DFS with Adjacency Matrix
#include <vector>
std::vector<bool> visited;
std::vector<std::vector<int>> mat;
int sz;
void traverseDFS(int curr) {
if (visited[curr]) return;
visited[curr] = true;
for (int nxt = 0; nxt < sz; ++nxt) {
if (mat[curr][nxt] != INF) {
traverseDFS(nxt);
}
}
}
DFS with Adjacency List
#include <vector>
std::vector<bool> visited;
std::vector<std::vector<int>> graph;
void exploreDFS(int curr) {
if (visited[curr]) return;
visited[curr] = true;
for (int nxt : graph[curr]) {
exploreDFS(nxt);
}
}
BFS with Adjacency List
#include <vector>
#include <queue>
std::vector<bool> seen;
std::vector<std::vector<int>> graph;
void exploreBFS(int start) {
std::queue<int> q;
q.push(start);
seen[start] = true;
while (!q.empty()) {
int curr = q.front();
q.pop();
for (int nxt : graph[curr]) {
if (!seen[nxt]) {
seen[nxt] = true;
q.push(nxt);
}
}
}
}
To determine if an undirected graph is connected, execute a DFS or BFS from an arbitrary vertex and verify if all vertices are marked as visited.
Practical Applications
Maximum Reachable Vertex
To find the highest-numbered vertex reachable from each node, reversing the graph edges and processing vertices in descending order optimizes the process.
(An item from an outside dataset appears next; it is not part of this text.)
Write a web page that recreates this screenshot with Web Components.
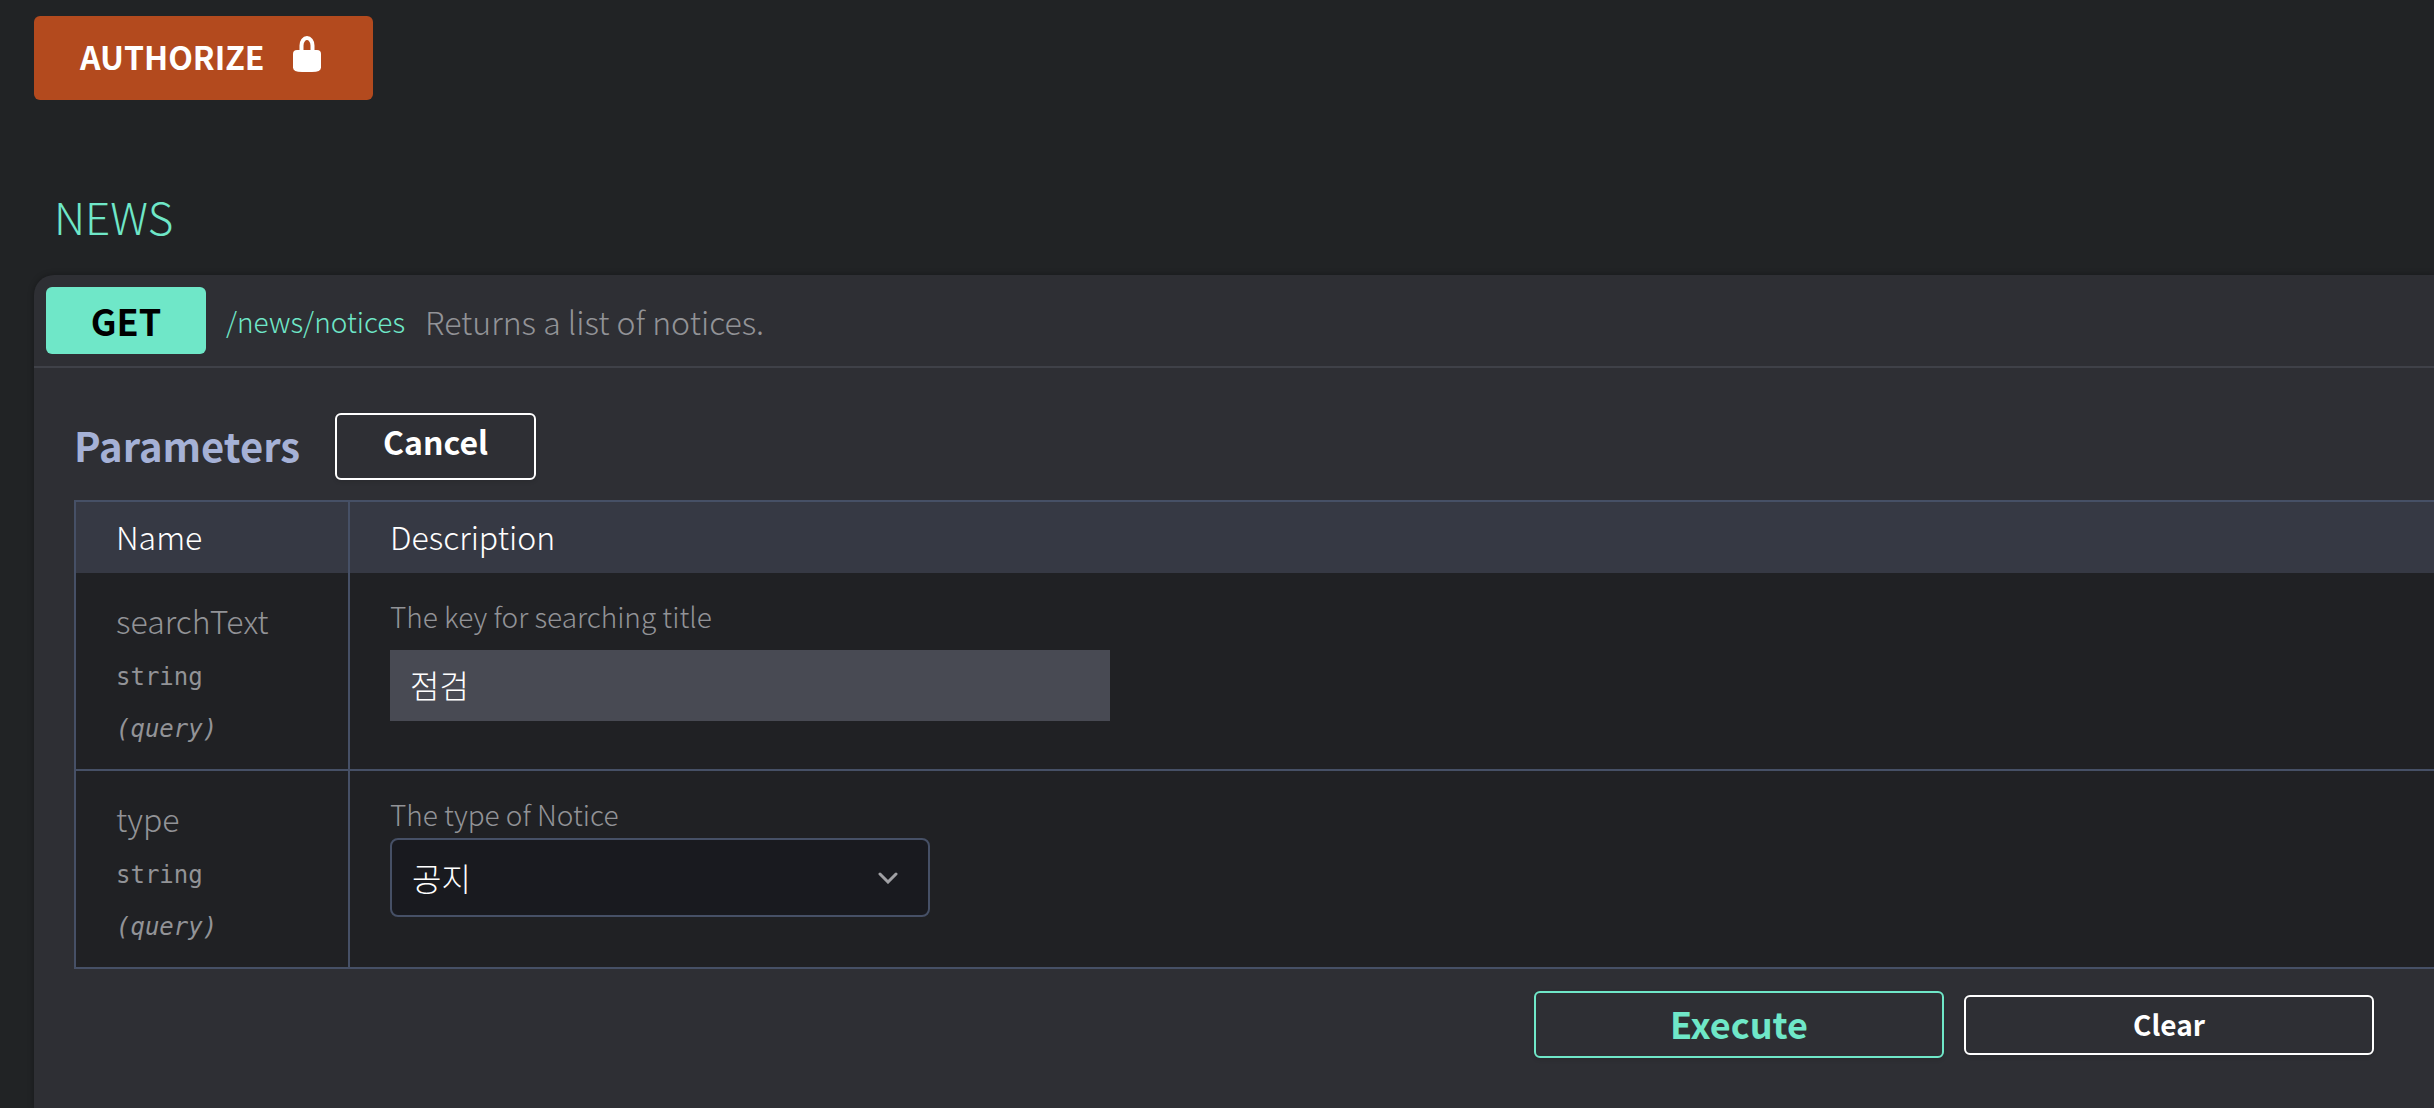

By traversing from the largest vertex down, the first time a node is reached dictates its maximum reachable component.
#include <iostream>
#include <vector>
using namespace std;
int main() {
int n, m;
if (!(cin >> n >> m)) return 0;
vector<vector<int>> rev_graph(n + 1);
for (int i = 0; i < m; ++i) {
int u, v;
cin >> u >> v;
rev_graph[v].push_back(u); // Reverse the edge
}
vector<int> max_reachable(n + 1, 0);
auto dfs = [&](auto& self, int u, int root) -> void {
if (max_reachable[u]) return;
max_reachable[u] = root;
for (int v : rev_graph[u]) {
self(self, v, root);
}
};
for (int i = n; i >= 1; --i) {
dfs(dfs, i, i);
}
for (int i = 1; i <= n; ++i) {
cout << max_reachable[i] << (i == n ? "" : " ");
}
return 0;
}
Ordered Graph Traversal
When a specific tarversal order is required (e.g., visiting neighbors in ascending order), sorting the adjacency lists prior to traversal guarantees deterministic output.
#include <iostream>
#include <vector>
#include <queue>
#include <algorithm>
using namespace std;
vector<vector<int>> adj;
vector<bool> dfs_visited, bfs_visited;
void runDFS(int u) {
dfs_visited[u] = true;
cout << u << " ";
for (int v : adj[u]) {
if (!dfs_visited[v]) runDFS(v);
}
}
void runBFS(int start) {
queue<int> q;
q.push(start);
bfs_visited[start] = true;
while (!q.empty()) {
int u = q.front(); q.pop();
cout << u << " ";
for (int v : adj[u]) {
if (!bfs_visited[v]) {
bfs_visited[v] = true;
q.push(v);
}
}
}
}
int main() {
int n, m;
if (!(cin >> n >> m)) return 0;
adj.assign(n + 1, {});
for (int i = 0; i < m; ++i) {
int u, v;
cin >> u >> v;
adj[u].push_back(v);
}
for (int i = 1; i <= n; ++i) {
sort(adj[i].begin(), adj[i].end());
}
dfs_visited.assign(n + 1, false);
bfs_visited.assign(n + 1, false);
runDFS(1);
cout << "\n";
runBFS(1);
return 0;
}
Common Graph Algorithms
- Depth-First Search (DFS): Graph traversal, cycle detection.
- Breadth-First Search (BFS): Shortest path in unweighted graphs.
- Dijkstra's Algorithm: Single-source shortest path for non-negative weights.
- Bellman-Ford Algorithm: Single-source shortest path with negative edge weights.
- Floyd-Warshall Algorithm: All-pairs shortest paths.
- Kruskal's Algorithm: Minimum Spanning Tree using disjoint sets.
- Prim's Algorithm: Minimum Spanning Tree using a priority queue.
- Topological Sort: Linear ordering of vertices in a Directed Acyclic Graph (DAG).
- Tarjan's Algorithm: Finding strong connected components, articulation points, and bridges.